The Subversive Appeal of Horror-Romance Anime

Perhaps the real reason this hybrid genre resonates so strongly is that it mirrors the actual experience of falling in love — terrifying, uncertain, and occasionally grotesque. Real intimacy involves exposing the parts of yourself you’d prefer to keep hidden. In horror-romance anime, those hidden parts literally have claws and fangs.

For audiences, it’s a safe space to explore the gothic romance fantasy without the baggage of the real world. You can root for the girl dating a ghost because the metaphor — loving someone shaped by past trauma — is deeply empathetic. You can thrill to the violent devotion of Yuno Gasai because it externalizes the fear of losing someone so strongly that you’d do anything to keep them. The genre lets you peer into the abyss of love’s extremes and walk away, maybe even with a deeper understanding of your own boundaries and desires.

What to Watch Next

If you’re new to the horror-romance intersection, start with a title that balances both elements evenly rather than leaning too hard in one direction. Dusk Maiden of Amnesia is a gentle entry with a strong romantic core and manageable scares. For those craving more adrenaline, Attack on Titan offers a sprawling epic where the horror is overt and the romance simmers beneath the surface.

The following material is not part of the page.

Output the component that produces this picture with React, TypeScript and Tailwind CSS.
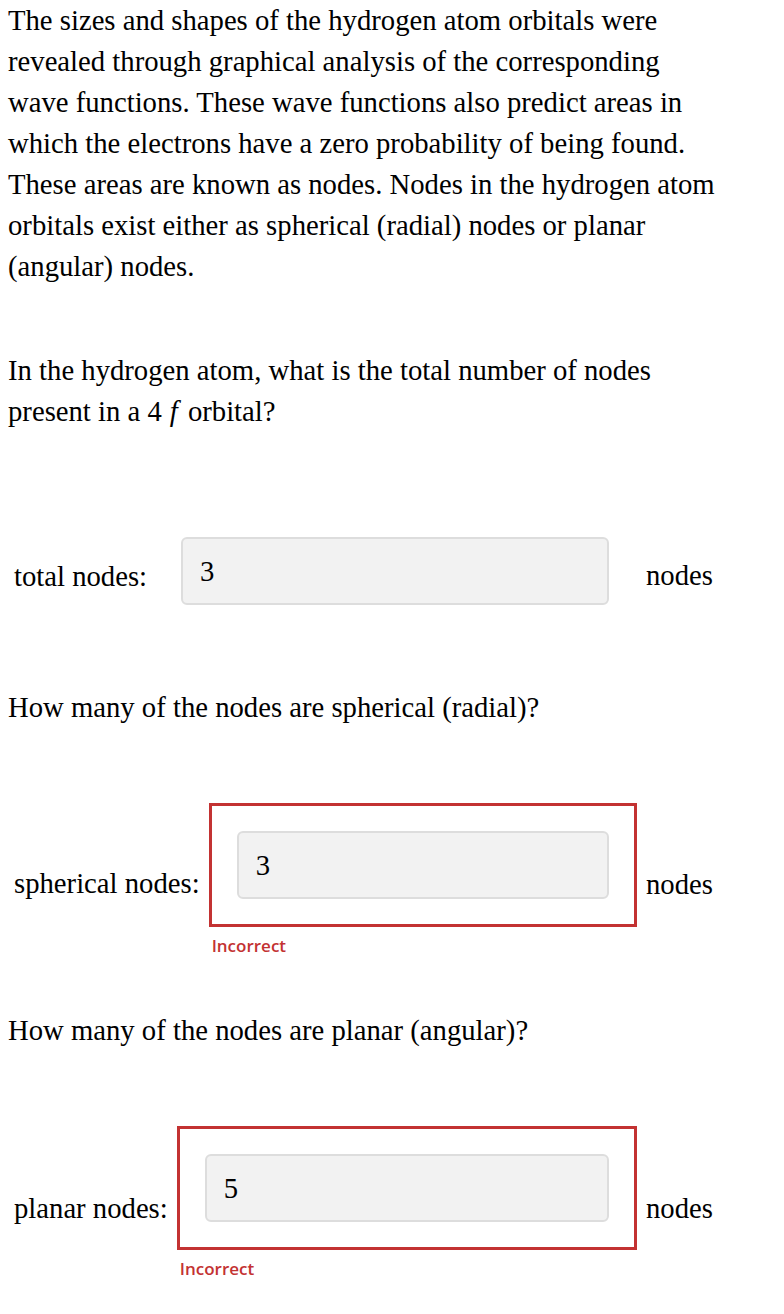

If psychological terror paired with dysfunctional love appeals, Perfect Blue and Future Diary are essential — just be prepared for some serious emotional whiplash.

Veterans of the genre should seek out less-discussed gems like Shiki, which examines the horror of a vampire infestation in a rural village while weaving in tragic, doomed relationships, or Kemonozume, an avant-garde tale of forbidden love between a monster-hunter and a flesh-eating woman. Both push the horror-romance formula into artful, unsettling territory.

Anime that blend horror with romance remain some of the most memorable works in the medium because they refuse to let you settle into a single emotional register. They demand you hold fear and affection in your mind simultaneously, and in doing so, they create a viewing experience that lingers like a ghost — haunting, beautiful, and impossible to forget.